HARRIS: My best friend is an illusionist named Ed Alonzo and he’s worked on all the magic stuff I’ve ever done. It was his prop and he knew it would work — there’s just a bit of a learning curve, and I didn’t really have all the time to learn it. With a prop that big, it was hard to practice it often because it had to be practiced on stage, but there was a lot of other parts on stage that had to be rehearsed as well. Thankfully the amazing dancer knew how to pull the cord so it didn’t happen prematurely. That would have been the worst. If the walls didn’t drop, that would be fine with me, but if they dropped early that would have been embarrassing. That didn’t happen. Yahoo!

The hardest part for me was catching my breath before I had to speak after that Tom Hooper close-up joke. I had just completed all of the dancing, the magic trick, dancing down the aisle with the Newsies and had to speak all of that super-fast patter at the end, which was very effective, but I had to act like I wasn’t as winded as I was. So I had to really time my breaths as I was running up there. Thankfully, after the Tom Hooper joke, the audience laughed harder than I anticipated, which was the greatest thing in the world. I think you can see me half-smile because I’m like, “Great, I can breathe.”
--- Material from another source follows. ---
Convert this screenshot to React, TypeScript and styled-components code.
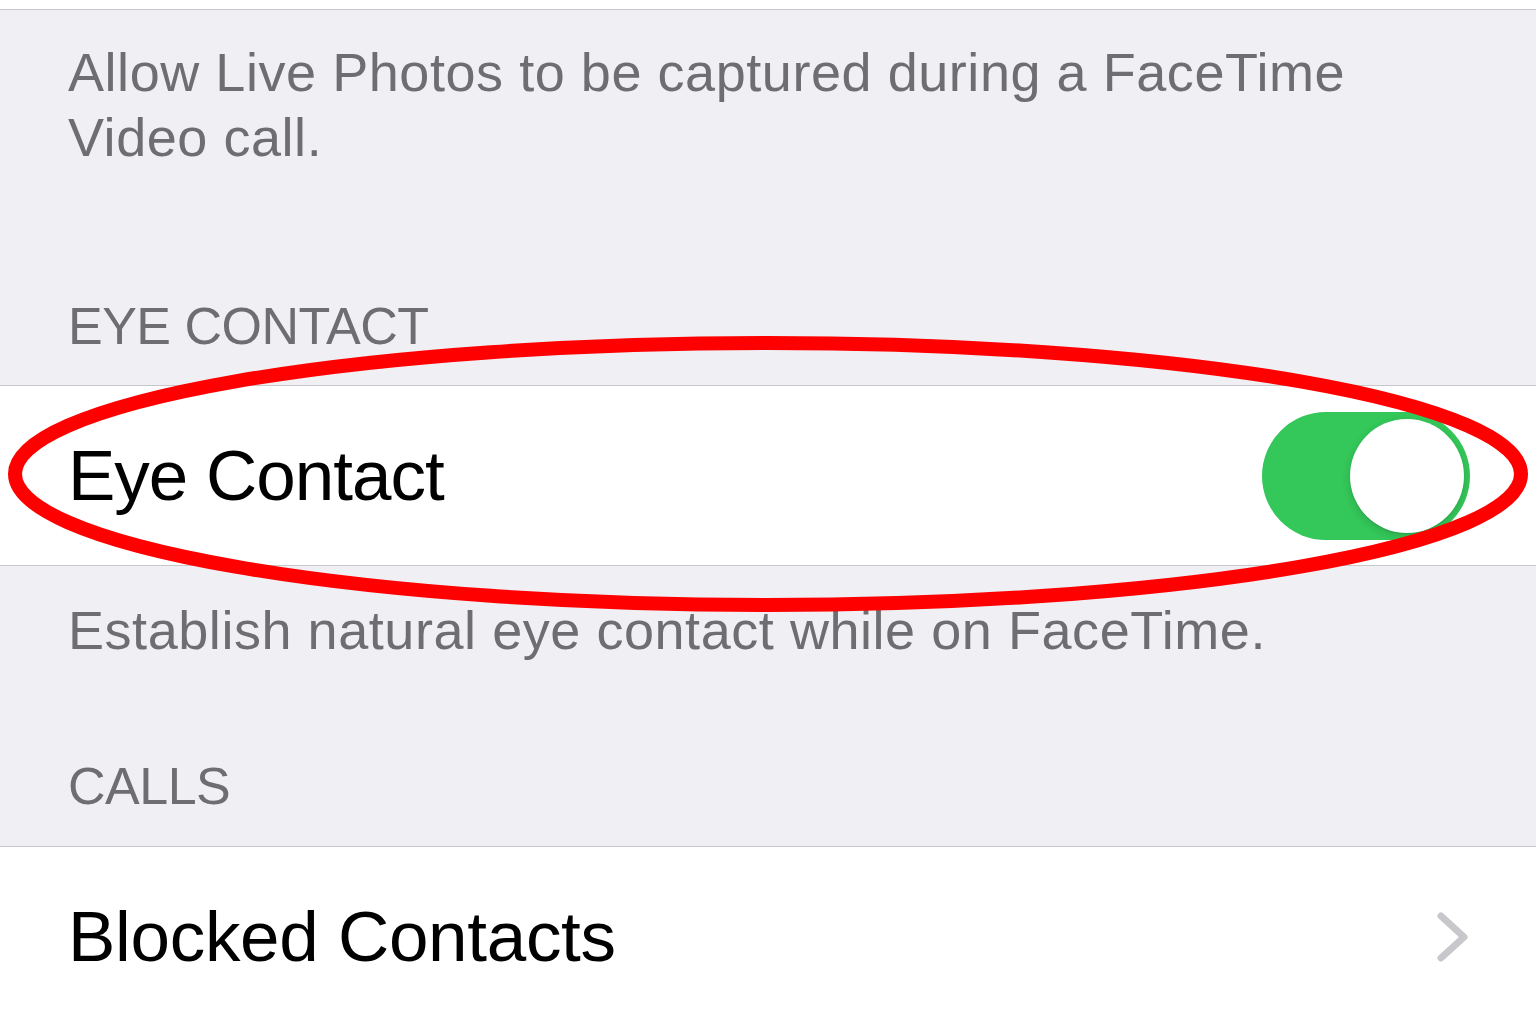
import * as React from 'react';
import styled, { createGlobalStyle } from 'styled-components';

const GlobalStyle = createGlobalStyle`
  html, body {
    margin: 0;
    padding: 0;
    background: #efeff4;
  }
  body {
    font-family: "Liberation Sans", Arial, sans-serif;
    -webkit-font-smoothing: antialiased;
  }
`;

const Page = styled.div`
  position: relative;
  width: 1536px;
  height: 1024px;
  overflow: hidden;
  background: #efeff4;
`;

const TopCell = styled.div`
  height: 9px;
  background: #ffffff;
  border-bottom: 1px solid #c8c7cc;
`;

interface BlockProps {
  $top: number;
  $bottom: number;
}

const Footer = styled.div<BlockProps>`
  padding: ${p => p.$top}px 150px ${p => p.$bottom}px 68px;
  font-size: 54px;
  line-height: 65px;
  color: #6d6d72;
  letter-spacing: 0.55px;
`;

const Header = styled.div<BlockProps>`
  padding: ${p => p.$top}px 68px ${p => p.$bottom}px;
  font-size: 52px;
  line-height: 65px;
  color: #6d6d72;
  text-transform: uppercase;
  letter-spacing: -0.5px;
`;

const Row = styled.div<{ $last?: boolean }>`
  display: flex;
  align-items: center;
  justify-content: space-between;
  height: 179px;
  padding: 0 66px 0 68px;
  background: #ffffff;
  border-top: 1px solid #c8c7cc;
  border-bottom: ${p => (p.$last ? 'none' : '1px solid #c8c7cc')};
`;

const Label = styled.span<{ $tight?: boolean }>`
  font-size: 71px;
  color: #000000;
  letter-spacing: ${p => (p.$tight ? '-1px' : '-0.3px')};
`;

const Toggle = styled.div<{ $on: boolean }>`
  position: relative;
  width: 208px;
  height: 128px;
  border-radius: 64px;
  background: ${p => (p.$on ? '#34c759' : '#e9e9ea')};
`;

const Knob = styled.div<{ $on: boolean }>`
  position: absolute;
  top: 7px;
  ${p => (p.$on ? 'right: 6px;' : 'left: 6px;')}
  width: 114px;
  height: 114px;
  border-radius: 50%;
  background: #ffffff;
  box-shadow: 0 3px 8px rgba(0, 0, 0, 0.15), 0 1px 1px rgba(0, 0, 0, 0.1);
`;

const Annotation = styled.svg`
  position: absolute;
  left: 0;
  top: 0;
  pointer-events: none;
`;

const Chevron = () => (
  <svg width="34" height="52" viewBox="0 0 34 52">
    <path
      d="M5 5 L28 26 L5 47"
      fill="none"
      stroke="#c7c7cc"
      strokeWidth="7"
      strokeLinecap="round"
      strokeLinejoin="round"
    />
  </svg>
);

const App = () => (
  <Page>
    <GlobalStyle />
    <TopCell />
    <Footer $top={30} $bottom={124}>
      Allow Live Photos to be captured during a FaceTime Video call.
    </Footer>
    <Header $top={0} $bottom={26}>Eye Contact</Header>
    <Row>
      <Label $tight>Eye Contact</Label>
      <Toggle $on>
        <Knob $on />
      </Toggle>
    </Row>
    <Footer $top={32} $bottom={91}>
      Establish natural eye contact while on FaceTime.
    </Footer>
    <Header $top={0} $bottom={27}>Calls</Header>
    <Row $last>
      <Label>Blocked Contacts</Label>
      <Chevron />
    </Row>
    <Annotation width="1536" height="1024" viewBox="0 0 1536 1024">
      <ellipse cx="768" cy="474" rx="753" ry="131" fill="none" stroke="#ff0000" strokeWidth="14" />
    </Annotation>
  </Page>
);

export default App;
WEISS: I have to say if there was one greatest feeling ever, it was the audience response that follows [the whole number]. The look on people’s faces, and the ovation and all that stuff was insanely gratifying. Honestly, it was just a lot of hard work from many, many people that went into this. And when you do something like that and it scores, and it works like it should, and then the audience is on their feet and just loving it, it’s just a really terrific feeling.

HARRIS: It was nice to see Glenn laughing as he just keeps cutting to people [in footage of Weiss directing uploaded to YouTube]. We had people everywhere, so I’m glad he got the time to show how expansive the number was. I was overwhelmed with how much they were applauding. I just didn’t want to slip off the Tony and break my collarbone!